» **The problem**: Reproduce all of the listing below without alteration.

» **Recorded data**:
□ □ □ □

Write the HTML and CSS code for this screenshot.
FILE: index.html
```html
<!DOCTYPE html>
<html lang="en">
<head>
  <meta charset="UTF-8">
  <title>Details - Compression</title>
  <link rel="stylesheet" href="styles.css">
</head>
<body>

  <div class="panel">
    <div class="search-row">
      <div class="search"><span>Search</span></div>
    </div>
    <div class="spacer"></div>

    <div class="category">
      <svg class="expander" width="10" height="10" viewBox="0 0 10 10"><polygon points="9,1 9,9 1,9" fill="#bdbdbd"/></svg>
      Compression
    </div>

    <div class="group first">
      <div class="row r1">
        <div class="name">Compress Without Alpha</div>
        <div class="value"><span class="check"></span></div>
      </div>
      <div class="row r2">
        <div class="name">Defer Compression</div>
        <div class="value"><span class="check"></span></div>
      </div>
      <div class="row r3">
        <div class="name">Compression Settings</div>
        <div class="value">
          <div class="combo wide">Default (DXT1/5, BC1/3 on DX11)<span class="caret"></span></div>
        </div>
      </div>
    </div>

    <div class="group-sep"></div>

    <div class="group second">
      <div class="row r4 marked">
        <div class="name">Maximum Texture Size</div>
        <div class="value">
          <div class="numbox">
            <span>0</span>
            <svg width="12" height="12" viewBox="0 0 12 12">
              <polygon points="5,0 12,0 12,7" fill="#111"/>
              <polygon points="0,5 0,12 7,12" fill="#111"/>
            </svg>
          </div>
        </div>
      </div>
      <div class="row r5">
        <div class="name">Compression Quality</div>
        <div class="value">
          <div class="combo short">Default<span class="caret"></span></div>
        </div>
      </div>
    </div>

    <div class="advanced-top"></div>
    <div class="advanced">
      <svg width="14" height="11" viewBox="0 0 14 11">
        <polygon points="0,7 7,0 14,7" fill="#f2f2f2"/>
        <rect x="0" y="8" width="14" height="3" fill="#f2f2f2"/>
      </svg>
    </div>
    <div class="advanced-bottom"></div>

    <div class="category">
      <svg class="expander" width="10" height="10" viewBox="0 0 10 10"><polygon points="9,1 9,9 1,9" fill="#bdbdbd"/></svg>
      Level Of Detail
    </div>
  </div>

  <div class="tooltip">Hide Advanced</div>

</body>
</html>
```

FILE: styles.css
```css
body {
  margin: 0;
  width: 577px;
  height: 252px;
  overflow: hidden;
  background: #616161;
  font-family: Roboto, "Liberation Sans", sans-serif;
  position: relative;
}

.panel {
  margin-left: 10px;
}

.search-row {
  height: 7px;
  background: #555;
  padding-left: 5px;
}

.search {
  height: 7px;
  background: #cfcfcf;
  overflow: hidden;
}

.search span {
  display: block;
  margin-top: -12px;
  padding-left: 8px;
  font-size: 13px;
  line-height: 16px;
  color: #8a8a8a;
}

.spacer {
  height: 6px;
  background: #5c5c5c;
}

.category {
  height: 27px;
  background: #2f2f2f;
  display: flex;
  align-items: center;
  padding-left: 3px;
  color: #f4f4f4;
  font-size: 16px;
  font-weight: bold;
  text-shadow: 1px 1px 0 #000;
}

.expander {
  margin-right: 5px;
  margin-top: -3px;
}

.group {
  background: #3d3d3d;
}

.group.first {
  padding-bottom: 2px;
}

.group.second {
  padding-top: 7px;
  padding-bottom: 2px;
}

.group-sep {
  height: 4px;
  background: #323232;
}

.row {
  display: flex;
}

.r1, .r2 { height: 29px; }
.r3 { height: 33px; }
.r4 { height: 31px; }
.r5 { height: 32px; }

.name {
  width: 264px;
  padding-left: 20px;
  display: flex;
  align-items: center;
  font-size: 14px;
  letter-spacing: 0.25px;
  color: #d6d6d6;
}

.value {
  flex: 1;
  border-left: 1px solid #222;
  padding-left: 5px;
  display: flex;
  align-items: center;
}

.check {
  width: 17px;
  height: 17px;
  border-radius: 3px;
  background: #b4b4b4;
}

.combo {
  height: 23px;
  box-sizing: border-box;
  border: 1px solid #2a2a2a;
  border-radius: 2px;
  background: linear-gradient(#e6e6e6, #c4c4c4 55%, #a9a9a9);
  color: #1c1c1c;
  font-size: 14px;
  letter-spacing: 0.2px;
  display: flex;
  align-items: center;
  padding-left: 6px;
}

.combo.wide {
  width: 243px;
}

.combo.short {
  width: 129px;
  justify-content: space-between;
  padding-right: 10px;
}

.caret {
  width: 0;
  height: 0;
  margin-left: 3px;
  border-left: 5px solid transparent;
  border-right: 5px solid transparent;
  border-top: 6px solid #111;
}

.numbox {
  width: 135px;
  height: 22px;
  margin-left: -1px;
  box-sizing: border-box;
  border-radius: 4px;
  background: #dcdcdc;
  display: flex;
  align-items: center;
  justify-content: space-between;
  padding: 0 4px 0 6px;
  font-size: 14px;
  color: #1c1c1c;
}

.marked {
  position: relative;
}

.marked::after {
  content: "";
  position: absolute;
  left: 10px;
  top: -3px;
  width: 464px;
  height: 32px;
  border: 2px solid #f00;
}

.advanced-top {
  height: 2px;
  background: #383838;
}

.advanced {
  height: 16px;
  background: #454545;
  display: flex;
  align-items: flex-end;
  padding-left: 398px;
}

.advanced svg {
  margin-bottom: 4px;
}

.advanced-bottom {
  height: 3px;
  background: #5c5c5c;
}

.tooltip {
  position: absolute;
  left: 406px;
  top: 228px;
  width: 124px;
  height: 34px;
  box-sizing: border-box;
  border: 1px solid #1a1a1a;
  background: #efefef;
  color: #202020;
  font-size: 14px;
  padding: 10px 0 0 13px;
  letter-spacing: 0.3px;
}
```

□ □ □ □

» **Result for this task**:
Write the HTML and CSS code for this screenshot.
FILE: index.html
```html
<!DOCTYPE html>
<html lang="en">
<head>
  <meta charset="UTF-8">
  <title>Details - Compression</title>
  <link rel="stylesheet" href="styles.css">
</head>
<body>

  <div class="panel">
    <div class="search-row">
      <div class="search"><span>Search</span></div>
    </div>
    <div class="spacer"></div>

    <div class="category">
      <svg class="expander" width="10" height="10" viewBox="0 0 10 10"><polygon points="9,1 9,9 1,9" fill="#bdbdbd"/></svg>
      Compression
    </div>

    <div class="group first">
      <div class="row r1">
        <div class="name">Compress Without Alpha</div>
        <div class="value"><span class="check"></span></div>
      </div>
      <div class="row r2">
        <div class="name">Defer Compression</div>
        <div class="value"><span class="check"></span></div>
      </div>
      <div class="row r3">
        <div class="name">Compression Settings</div>
        <div class="value">
          <div class="combo wide">Default (DXT1/5, BC1/3 on DX11)<span class="caret"></span></div>
        </div>
      </div>
    </div>

    <div class="group-sep"></div>

    <div class="group second">
      <div class="row r4 marked">
        <div class="name">Maximum Texture Size</div>
        <div class="value">
          <div class="numbox">
            <span>0</span>
            <svg width="12" height="12" viewBox="0 0 12 12">
              <polygon points="5,0 12,0 12,7" fill="#111"/>
              <polygon points="0,5 0,12 7,12" fill="#111"/>
            </svg>
          </div>
        </div>
      </div>
      <div class="row r5">
        <div class="name">Compression Quality</div>
        <div class="value">
          <div class="combo short">Default<span class="caret"></span></div>
        </div>
      </div>
    </div>

    <div class="advanced-top"></div>
    <div class="advanced">
      <svg width="14" height="11" viewBox="0 0 14 11">
        <polygon points="0,7 7,0 14,7" fill="#f2f2f2"/>
        <rect x="0" y="8" width="14" height="3" fill="#f2f2f2"/>
      </svg>
    </div>
    <div class="advanced-bottom"></div>

    <div class="category">
      <svg class="expander" width="10" height="10" viewBox="0 0 10 10"><polygon points="9,1 9,9 1,9" fill="#bdbdbd"/></svg>
      Level Of Detail
    </div>
  </div>

  <div class="tooltip">Hide Advanced</div>

</body>
</html>
```

FILE: styles.css
```css
body {
  margin: 0;
  width: 577px;
  height: 252px;
  overflow: hidden;
  background: #616161;
  font-family: Roboto, "Liberation Sans", sans-serif;
  position: relative;
}

.panel {
  margin-left: 10px;
}

.search-row {
  height: 7px;
  background: #555;
  padding-left: 5px;
}

.search {
  height: 7px;
  background: #cfcfcf;
  overflow: hidden;
}

.search span {
  display: block;
  margin-top: -12px;
  padding-left: 8px;
  font-size: 13px;
  line-height: 16px;
  color: #8a8a8a;
}

.spacer {
  height: 6px;
  background: #5c5c5c;
}

.category {
  height: 27px;
  background: #2f2f2f;
  display: flex;
  align-items: center;
  padding-left: 3px;
  color: #f4f4f4;
  font-size: 16px;
  font-weight: bold;
  text-shadow: 1px 1px 0 #000;
}

.expander {
  margin-right: 5px;
  margin-top: -3px;
}

.group {
  background: #3d3d3d;
}

.group.first {
  padding-bottom: 2px;
}

.group.second {
  padding-top: 7px;
  padding-bottom: 2px;
}

.group-sep {
  height: 4px;
  background: #323232;
}

.row {
  display: flex;
}

.r1, .r2 { height: 29px; }
.r3 { height: 33px; }
.r4 { height: 31px; }
.r5 { height: 32px; }

.name {
  width: 264px;
  padding-left: 20px;
  display: flex;
  align-items: center;
  font-size: 14px;
  letter-spacing: 0.25px;
  color: #d6d6d6;
}

.value {
  flex: 1;
  border-left: 1px solid #222;
  padding-left: 5px;
  display: flex;
  align-items: center;
}

.check {
  width: 17px;
  height: 17px;
  border-radius: 3px;
  background: #b4b4b4;
}

.combo {
  height: 23px;
  box-sizing: border-box;
  border: 1px solid #2a2a2a;
  border-radius: 2px;
  background: linear-gradient(#e6e6e6, #c4c4c4 55%, #a9a9a9);
  color: #1c1c1c;
  font-size: 14px;
  letter-spacing: 0.2px;
  display: flex;
  align-items: center;
  padding-left: 6px;
}

.combo.wide {
  width: 243px;
}

.combo.short {
  width: 129px;
  justify-content: space-between;
  padding-right: 10px;
}

.caret {
  width: 0;
  height: 0;
  margin-left: 3px;
  border-left: 5px solid transparent;
  border-right: 5px solid transparent;
  border-top: 6px solid #111;
}

.numbox {
  width: 135px;
  height: 22px;
  margin-left: -1px;
  box-sizing: border-box;
  border-radius: 4px;
  background: #dcdcdc;
  display: flex;
  align-items: center;
  justify-content: space-between;
  padding: 0 4px 0 6px;
  font-size: 14px;
  color: #1c1c1c;
}

.marked {
  position: relative;
}

.marked::after {
  content: "";
  position: absolute;
  left: 10px;
  top: -3px;
  width: 464px;
  height: 32px;
  border: 2px solid #f00;
}

.advanced-top {
  height: 2px;
  background: #383838;
}

.advanced {
  height: 16px;
  background: #454545;
  display: flex;
  align-items: flex-end;
  padding-left: 398px;
}

.advanced svg {
  margin-bottom: 4px;
}

.advanced-bottom {
  height: 3px;
  background: #5c5c5c;
}

.tooltip {
  position: absolute;
  left: 406px;
  top: 228px;
  width: 124px;
  height: 34px;
  box-sizing: border-box;
  border: 1px solid #1a1a1a;
  background: #efefef;
  color: #202020;
  font-size: 14px;
  padding: 10px 0 0 13px;
  letter-spacing: 0.3px;
}
```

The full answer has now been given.